By: Jackson Kiland
Since being in Guatemala, I have noticed that the authentic Guatemalan culture has been pushed out by the growth and expansion of tourism. Much like an invasive species, foreign countries seem to invade Guatemala. They destroy and strangle its real identity, leaving nothing but a twisted foreign perspective. Cities like San Pedro and Antigua look more like foreign countries than of their original culture. When walking around San Pedro and Antigua there are many tattoo parlors or bars, all run by foreigners – so, in some places, the people profiting off tourism are not even Guatemalan. When a tourist comes to Guatemala their money is most likely not going to support the authentic culture, but the fake plastic reality created by tourism itself. We have pushed our own culture on to the lives of others, which in Guatemala’s case is not beneficial. This is because the United States has led the government of Guatemala to prioritize their economy over their own people, especially because of the role we played with the United Fruit Company. The roads that are nicely paved are the roads used to transport goods like fruit. The cities that are taken care of are only the fake plastic towns that provide economic value through tourism. Due to the Guatemalan government being put into a position to favor the economy, a lack of equal opportunity is created among citizens. Individuals living in remote villages do not have access to the same resources or education as the citizens that live in in areas of large economic value do. Leaving the citizens of those remote villages economically stranded with little to no political representation. Throughout this whole experience I have felt ashamed by the United States and capitalism’s negative impact on Guatemala. Although I believe that it is important to visit different cultures, I have reflected that there are better ways to do so.

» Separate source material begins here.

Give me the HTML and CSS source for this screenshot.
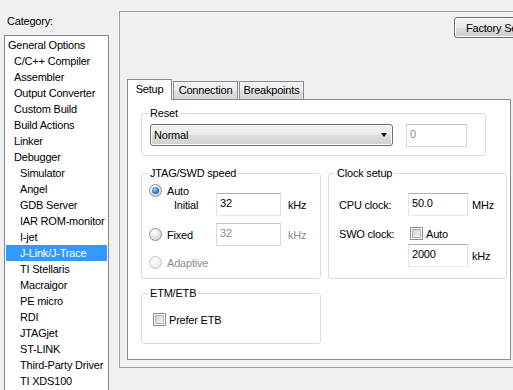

I believe the best way to visit countries like Guatemala without contributing to the removal of local culture is by being mindful of the places you visit, by making sure you are supporting a local family or business, and learning about the differences between a tourist experience and a cultural experience. The strange “comfort” that San Pedro and Antigua provide may be appealing, but do not accurately represent the true culture of Guatemala. For me, places like Cerro de Oro are my favorite places to travel. I can build relationships and connect with individuals who’s culture is vastly different from my own. In the remote villages we are able to support local families, not foreign capitalism. By being surrounded by the authentic culture we are able to gain a much needed deeper experience. Although, some parts of this trip did not goes as I expected, I am grateful that I was able to continue my growth in becoming a more mindful and engaged global citizen.